Mandatory super fund contributions put Australians way ahead of people in some other counties that have no required retirement contributions.
Superannuation is fairly straightforward for most of us who earn a wage or salary because it comes out of our pay, and that’s the last we think about it.
But as soon as you start really thinking about your retirement or digging deeper into superannuation and tax rules, it becomes complicated.
Rather than writing an encyclopaedia about super, we decided to write a dead-simple series of three blogs to help you get the best tax benefit out of your superannuation.
First, the basics…
- Every employer has to pay 9.5% of their employee’s total earnings into superannuation. For example, if your ordinary time earnings for the year are $50,000, your employer must pay $4,500 into your super account.
- The minimum contribution will increase again in 2021 to 10%, follow by a rise of 0.5% each year after that until it reaches a target of 12% in 2025.
- The 9.5% is calculated from an employee’s normal pay or salary plus all allowances, commissions leave loading. It doesn’t include dividends or performance-related bonuses.
- For you to be entitled to employer superannuation contributions, you must be under 70 years of age, working either on a full-time, part-time or casual basis and paid over $450 (before tax) per calendar month. If you’re under 18, to be eligible for the employer contributions you also have to be working more than 30 hours a week.
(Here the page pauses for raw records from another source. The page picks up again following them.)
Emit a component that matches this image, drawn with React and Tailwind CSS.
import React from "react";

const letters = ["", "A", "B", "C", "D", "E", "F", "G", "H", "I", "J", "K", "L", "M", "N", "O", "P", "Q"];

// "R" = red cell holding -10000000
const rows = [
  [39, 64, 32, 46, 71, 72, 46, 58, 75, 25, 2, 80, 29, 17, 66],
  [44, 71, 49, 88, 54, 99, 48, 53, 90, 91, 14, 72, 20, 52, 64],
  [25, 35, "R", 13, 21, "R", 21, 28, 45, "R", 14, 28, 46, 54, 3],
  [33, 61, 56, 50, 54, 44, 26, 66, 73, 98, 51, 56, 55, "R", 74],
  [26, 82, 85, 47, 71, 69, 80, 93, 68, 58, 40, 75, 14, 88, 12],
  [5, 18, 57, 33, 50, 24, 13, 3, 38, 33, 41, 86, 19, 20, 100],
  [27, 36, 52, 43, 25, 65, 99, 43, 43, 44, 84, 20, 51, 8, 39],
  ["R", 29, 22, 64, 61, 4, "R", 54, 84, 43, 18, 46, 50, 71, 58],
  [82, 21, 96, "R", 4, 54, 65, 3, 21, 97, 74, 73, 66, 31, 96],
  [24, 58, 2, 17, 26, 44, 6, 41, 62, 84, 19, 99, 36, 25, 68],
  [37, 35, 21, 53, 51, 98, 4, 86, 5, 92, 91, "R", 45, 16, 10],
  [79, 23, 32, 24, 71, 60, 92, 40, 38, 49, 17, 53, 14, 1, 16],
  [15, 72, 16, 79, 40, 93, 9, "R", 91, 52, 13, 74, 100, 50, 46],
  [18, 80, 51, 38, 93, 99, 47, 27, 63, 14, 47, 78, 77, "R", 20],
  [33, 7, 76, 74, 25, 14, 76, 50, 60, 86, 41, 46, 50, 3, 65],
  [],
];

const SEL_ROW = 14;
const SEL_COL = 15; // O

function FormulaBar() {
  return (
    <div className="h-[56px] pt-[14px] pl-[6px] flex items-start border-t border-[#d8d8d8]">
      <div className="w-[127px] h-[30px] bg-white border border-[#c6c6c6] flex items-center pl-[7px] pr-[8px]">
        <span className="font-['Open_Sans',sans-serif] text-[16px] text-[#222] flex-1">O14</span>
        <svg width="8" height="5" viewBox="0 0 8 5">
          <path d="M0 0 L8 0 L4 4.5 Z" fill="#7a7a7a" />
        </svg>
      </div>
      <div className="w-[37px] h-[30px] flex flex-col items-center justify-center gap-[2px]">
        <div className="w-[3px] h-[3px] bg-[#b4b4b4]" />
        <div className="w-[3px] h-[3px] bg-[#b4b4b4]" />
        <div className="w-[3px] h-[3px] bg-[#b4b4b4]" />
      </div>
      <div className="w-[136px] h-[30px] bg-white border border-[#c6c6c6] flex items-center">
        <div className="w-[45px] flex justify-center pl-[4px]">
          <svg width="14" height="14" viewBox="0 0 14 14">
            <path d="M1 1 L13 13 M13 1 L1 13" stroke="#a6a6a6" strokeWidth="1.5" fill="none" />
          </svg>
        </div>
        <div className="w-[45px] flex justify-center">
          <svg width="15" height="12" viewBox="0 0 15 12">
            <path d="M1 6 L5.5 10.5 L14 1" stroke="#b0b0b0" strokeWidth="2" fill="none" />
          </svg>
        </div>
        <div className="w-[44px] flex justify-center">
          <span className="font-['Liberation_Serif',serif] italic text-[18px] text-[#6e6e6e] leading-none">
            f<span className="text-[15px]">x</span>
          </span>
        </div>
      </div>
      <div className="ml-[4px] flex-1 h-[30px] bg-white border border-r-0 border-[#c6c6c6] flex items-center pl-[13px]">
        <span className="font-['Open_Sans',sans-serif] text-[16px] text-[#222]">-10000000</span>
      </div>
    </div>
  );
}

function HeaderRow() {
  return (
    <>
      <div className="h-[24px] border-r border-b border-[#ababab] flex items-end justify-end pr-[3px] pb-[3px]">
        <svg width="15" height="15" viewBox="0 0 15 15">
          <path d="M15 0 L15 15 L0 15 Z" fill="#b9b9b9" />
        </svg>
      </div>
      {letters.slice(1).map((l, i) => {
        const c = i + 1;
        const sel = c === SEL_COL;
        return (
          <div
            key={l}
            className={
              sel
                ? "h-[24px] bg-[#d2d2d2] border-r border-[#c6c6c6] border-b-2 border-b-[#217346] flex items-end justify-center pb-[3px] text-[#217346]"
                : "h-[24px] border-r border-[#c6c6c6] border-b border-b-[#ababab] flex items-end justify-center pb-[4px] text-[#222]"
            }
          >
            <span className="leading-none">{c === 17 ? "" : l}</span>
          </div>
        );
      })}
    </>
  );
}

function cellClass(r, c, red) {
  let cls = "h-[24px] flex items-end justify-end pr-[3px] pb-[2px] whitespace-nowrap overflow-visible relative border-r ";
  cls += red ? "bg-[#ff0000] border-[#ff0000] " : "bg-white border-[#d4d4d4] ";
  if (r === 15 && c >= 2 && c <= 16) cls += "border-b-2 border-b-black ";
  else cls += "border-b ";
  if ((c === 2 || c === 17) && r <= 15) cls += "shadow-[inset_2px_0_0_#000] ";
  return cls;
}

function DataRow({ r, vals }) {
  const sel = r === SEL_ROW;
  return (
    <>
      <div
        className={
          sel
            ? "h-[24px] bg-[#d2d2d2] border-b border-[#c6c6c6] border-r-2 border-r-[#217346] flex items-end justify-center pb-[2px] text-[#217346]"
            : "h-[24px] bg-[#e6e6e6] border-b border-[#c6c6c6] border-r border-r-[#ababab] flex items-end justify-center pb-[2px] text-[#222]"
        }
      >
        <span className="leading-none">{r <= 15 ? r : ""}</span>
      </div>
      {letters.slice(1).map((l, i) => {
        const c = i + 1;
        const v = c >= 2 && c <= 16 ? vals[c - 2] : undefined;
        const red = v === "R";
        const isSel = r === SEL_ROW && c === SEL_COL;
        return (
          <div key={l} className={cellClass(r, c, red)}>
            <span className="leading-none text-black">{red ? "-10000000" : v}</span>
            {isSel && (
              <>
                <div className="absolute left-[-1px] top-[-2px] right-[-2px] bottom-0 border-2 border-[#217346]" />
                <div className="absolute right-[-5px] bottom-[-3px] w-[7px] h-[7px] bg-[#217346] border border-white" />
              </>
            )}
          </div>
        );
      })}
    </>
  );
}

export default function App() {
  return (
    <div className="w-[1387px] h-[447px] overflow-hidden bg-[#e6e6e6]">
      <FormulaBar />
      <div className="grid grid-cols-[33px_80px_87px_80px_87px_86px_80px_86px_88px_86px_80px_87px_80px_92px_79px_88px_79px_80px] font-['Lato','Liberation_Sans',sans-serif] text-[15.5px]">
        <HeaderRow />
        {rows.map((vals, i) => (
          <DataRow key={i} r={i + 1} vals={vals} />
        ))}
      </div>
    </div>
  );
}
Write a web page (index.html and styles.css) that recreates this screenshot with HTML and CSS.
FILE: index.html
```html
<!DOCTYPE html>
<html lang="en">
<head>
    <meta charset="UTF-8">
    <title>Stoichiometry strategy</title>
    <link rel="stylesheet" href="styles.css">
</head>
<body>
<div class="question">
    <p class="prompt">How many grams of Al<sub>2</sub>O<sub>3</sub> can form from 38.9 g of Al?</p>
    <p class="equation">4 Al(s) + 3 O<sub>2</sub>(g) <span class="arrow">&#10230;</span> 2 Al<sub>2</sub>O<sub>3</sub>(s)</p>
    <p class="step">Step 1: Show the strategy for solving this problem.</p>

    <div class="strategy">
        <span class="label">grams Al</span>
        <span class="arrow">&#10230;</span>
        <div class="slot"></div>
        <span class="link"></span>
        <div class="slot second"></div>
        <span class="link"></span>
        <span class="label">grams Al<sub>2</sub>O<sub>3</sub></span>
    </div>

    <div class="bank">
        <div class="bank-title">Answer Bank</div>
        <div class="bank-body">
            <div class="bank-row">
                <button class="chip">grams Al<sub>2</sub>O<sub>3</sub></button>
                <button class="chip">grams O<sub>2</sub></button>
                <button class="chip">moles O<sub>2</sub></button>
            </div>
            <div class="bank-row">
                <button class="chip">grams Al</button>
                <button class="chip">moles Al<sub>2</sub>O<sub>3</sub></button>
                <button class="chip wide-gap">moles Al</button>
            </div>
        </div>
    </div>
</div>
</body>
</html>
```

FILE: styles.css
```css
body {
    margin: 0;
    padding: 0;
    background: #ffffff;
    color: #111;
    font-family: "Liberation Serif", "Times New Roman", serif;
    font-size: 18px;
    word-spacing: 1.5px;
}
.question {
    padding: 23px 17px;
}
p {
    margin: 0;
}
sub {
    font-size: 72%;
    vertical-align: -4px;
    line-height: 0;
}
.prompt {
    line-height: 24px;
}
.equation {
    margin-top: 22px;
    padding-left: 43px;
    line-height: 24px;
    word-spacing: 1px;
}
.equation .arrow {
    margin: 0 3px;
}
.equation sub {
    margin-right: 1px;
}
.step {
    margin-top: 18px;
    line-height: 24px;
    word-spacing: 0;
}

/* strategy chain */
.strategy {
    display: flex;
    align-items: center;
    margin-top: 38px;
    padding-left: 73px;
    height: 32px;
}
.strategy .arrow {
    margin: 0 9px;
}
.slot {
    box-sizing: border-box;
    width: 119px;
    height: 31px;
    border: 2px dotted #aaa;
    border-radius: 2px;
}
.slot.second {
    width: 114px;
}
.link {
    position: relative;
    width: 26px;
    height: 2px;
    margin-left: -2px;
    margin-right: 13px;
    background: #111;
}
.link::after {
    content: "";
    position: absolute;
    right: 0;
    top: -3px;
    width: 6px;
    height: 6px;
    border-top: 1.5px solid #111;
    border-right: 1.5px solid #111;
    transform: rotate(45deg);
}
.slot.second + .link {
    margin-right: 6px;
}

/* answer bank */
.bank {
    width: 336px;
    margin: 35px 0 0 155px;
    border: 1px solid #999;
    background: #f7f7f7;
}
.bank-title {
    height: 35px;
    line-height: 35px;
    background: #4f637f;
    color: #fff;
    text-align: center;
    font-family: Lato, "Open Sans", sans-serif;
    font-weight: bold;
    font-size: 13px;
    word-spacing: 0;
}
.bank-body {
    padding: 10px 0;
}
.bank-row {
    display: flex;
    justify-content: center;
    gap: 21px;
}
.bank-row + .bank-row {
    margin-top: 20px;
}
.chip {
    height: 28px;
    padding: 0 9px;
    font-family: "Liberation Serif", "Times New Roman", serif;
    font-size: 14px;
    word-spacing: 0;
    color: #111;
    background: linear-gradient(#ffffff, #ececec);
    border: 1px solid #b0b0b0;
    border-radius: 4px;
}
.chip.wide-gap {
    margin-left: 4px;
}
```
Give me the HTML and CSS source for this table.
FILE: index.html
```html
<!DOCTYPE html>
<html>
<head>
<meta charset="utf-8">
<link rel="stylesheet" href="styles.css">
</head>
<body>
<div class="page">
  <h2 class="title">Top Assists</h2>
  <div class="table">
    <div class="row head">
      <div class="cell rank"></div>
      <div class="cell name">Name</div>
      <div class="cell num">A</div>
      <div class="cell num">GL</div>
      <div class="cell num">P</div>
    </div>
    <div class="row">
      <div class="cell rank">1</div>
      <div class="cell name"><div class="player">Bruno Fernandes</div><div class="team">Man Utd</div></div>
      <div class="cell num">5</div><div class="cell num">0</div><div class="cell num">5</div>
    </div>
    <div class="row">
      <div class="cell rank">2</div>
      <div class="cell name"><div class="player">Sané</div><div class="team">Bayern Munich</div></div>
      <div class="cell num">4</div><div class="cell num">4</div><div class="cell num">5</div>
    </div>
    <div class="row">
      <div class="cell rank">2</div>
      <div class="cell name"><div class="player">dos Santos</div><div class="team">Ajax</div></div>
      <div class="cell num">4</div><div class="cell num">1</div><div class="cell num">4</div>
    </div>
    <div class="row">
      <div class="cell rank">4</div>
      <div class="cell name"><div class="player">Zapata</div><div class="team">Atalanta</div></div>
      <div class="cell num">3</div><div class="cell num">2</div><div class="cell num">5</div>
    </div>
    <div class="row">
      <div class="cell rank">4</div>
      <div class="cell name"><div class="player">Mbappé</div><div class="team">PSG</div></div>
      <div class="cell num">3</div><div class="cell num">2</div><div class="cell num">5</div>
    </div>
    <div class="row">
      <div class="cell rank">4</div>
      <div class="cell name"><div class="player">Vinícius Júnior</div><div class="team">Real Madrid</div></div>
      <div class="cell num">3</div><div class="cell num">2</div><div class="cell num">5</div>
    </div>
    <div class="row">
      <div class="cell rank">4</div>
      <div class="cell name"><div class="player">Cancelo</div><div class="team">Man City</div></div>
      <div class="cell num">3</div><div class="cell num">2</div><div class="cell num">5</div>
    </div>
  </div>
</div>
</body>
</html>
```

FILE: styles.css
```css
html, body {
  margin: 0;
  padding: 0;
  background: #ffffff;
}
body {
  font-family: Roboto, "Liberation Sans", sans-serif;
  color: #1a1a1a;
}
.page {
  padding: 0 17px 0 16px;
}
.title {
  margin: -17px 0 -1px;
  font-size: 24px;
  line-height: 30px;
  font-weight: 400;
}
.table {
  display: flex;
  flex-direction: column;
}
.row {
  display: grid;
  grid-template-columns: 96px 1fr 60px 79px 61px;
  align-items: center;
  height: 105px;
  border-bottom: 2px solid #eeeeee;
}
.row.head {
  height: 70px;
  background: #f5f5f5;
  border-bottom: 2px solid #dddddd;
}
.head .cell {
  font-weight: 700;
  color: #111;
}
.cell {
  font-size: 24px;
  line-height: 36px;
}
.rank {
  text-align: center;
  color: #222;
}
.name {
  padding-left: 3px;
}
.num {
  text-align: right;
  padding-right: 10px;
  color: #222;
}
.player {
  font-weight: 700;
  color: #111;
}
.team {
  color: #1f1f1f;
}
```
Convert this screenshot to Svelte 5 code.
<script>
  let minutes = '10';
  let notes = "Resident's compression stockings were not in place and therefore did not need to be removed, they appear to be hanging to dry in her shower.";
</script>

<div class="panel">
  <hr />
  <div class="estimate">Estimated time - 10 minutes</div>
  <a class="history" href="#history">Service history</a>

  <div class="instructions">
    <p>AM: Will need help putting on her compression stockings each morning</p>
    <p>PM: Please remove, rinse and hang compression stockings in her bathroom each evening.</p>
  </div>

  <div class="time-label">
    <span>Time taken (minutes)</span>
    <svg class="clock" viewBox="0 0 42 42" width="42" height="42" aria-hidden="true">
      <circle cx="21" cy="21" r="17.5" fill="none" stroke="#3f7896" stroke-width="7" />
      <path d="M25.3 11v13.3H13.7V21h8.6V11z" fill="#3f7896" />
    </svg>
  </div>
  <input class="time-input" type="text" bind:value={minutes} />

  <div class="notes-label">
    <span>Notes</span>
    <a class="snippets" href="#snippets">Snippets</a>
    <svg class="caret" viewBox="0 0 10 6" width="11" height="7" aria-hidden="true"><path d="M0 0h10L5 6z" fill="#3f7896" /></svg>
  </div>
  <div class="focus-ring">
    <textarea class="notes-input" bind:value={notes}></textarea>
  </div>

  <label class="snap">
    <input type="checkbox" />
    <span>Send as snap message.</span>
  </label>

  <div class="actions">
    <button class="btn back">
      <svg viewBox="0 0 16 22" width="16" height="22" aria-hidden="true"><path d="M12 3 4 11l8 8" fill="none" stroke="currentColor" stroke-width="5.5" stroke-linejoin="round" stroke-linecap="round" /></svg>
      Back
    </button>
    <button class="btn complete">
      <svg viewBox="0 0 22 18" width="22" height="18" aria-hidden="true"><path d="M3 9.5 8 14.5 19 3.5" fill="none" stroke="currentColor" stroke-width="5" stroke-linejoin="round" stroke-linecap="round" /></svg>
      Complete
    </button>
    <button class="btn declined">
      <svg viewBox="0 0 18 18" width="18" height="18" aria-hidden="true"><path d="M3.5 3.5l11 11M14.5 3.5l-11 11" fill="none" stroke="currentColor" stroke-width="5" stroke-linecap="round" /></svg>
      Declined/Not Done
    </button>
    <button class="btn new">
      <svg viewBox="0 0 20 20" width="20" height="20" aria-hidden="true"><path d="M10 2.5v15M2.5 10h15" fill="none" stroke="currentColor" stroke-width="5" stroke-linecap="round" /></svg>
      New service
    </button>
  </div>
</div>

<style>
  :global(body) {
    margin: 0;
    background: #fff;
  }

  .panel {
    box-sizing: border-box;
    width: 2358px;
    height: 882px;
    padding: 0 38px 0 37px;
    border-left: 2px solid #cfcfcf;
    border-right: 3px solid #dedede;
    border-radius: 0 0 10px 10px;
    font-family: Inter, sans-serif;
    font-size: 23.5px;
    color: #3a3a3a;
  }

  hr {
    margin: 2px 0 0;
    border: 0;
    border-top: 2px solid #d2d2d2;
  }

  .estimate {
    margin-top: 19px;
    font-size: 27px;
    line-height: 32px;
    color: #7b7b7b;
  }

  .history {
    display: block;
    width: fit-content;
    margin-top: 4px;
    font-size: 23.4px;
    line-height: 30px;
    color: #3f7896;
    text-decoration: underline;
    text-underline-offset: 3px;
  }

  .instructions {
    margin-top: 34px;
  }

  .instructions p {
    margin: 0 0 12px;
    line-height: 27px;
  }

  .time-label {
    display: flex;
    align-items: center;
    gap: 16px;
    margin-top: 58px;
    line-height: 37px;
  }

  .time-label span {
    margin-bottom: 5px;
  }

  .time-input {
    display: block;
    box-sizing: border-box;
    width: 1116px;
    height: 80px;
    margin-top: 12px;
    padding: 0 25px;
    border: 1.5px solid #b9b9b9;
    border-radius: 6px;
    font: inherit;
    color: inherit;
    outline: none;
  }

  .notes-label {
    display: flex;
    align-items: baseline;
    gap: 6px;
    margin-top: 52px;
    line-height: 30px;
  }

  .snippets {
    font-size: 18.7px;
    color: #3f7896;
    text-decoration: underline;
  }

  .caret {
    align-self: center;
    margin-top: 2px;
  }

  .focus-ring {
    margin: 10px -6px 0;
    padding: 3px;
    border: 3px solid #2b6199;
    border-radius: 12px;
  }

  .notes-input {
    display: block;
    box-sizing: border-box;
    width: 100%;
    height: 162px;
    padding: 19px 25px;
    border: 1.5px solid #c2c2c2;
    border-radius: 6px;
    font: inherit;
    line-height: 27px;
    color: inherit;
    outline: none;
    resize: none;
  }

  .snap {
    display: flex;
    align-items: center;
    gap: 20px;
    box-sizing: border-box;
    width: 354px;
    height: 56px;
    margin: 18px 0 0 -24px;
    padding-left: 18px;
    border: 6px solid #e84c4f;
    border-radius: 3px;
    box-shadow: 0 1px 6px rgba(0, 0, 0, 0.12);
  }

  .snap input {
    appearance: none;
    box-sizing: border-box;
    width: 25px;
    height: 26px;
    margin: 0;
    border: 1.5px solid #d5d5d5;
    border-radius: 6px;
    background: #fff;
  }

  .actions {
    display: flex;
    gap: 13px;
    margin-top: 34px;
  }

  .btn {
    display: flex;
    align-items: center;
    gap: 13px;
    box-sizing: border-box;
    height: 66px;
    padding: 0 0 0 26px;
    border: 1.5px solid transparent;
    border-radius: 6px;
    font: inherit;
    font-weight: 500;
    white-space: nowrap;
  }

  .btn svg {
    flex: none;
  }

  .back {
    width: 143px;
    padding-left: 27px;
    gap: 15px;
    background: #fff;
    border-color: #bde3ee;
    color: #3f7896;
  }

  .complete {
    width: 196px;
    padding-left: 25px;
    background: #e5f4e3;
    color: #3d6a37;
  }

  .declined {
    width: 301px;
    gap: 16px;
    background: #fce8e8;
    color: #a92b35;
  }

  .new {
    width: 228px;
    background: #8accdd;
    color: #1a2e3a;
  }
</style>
- All superannuation funds have to be ‘complying’ and meet legal standards. If you want to check that your fund is a ‘complying’ super fund, you can go to the Government’s free register of complying funds called ‘Super Fund Lookup’: http://superfundlookup.gov.au/
- If you’re self-employed, you decide if you want to join and contribute to a fund. Most self-employed people can claim a full tax deduction for contributions they make to their super until the age of 75.
- Money in your superannuation account is invested by your super fund. Most super funds offer a variety of investment options that may include stocks, property, currency and more complex investment products. Choosing the investment options, you should consult the super provider and/or get expert advice.
The Tax Office advises that you should check your superannuation situation each year at the same time as you do your tax. To help, they’ve put together a five-step checklist at https://www.ato.gov.au/individuals/super/in-detail/keeping-track/your-5-step-super-check/
Superannuation Contribution Limits
‘Before-tax’ contributions
- There’s a limit on how much extra you can put into super each year through salary sacrifice (before tax). This is called the ‘concessional contributions cap’.
- Most people are allowed to contribute between $25,000 and $35,000 (depending on your age), including your employer’s required 9.5% super contribution. (Note: the ATO has a handy chart of how much you’re allowed to contribute at different ages: https://www.ato.gov.au/rates/key-superannuation-rates-and-thresholds/?anchor=Concessionalcontributionscap#Concessionalcontributionscap)
- ‘Concessional contributions’ are taxed at the rate of 15% (which is much lower than the tax rate most of us pay to the ATO on our income). The tax is handled by your super fund. They usually subtract this tax amount from your super account and you’ll see this on your super statement.
After-tax contributions
- After-tax contributions are called ‘non-concessional contributions’. You don’t receive a tax deduction for these contributions because you’ve already paid tax on the money you received as income, then you add it to your super fund. This way of contributing to your superannuation can really boost your super balance.
- However, the Tax Office has put limits on how much you can contribute each financial year.
- Currently, most people (again, depending on your age) can make a non-concessional contribution of up to $180,000 a year. On 1st July 2017, this amount is intended to decrease to $100,000.
- Above the limit, you have to pay even more tax on this money. For the 2016-17 financial year, above cap, non-concessional contributions are taxed at 49%.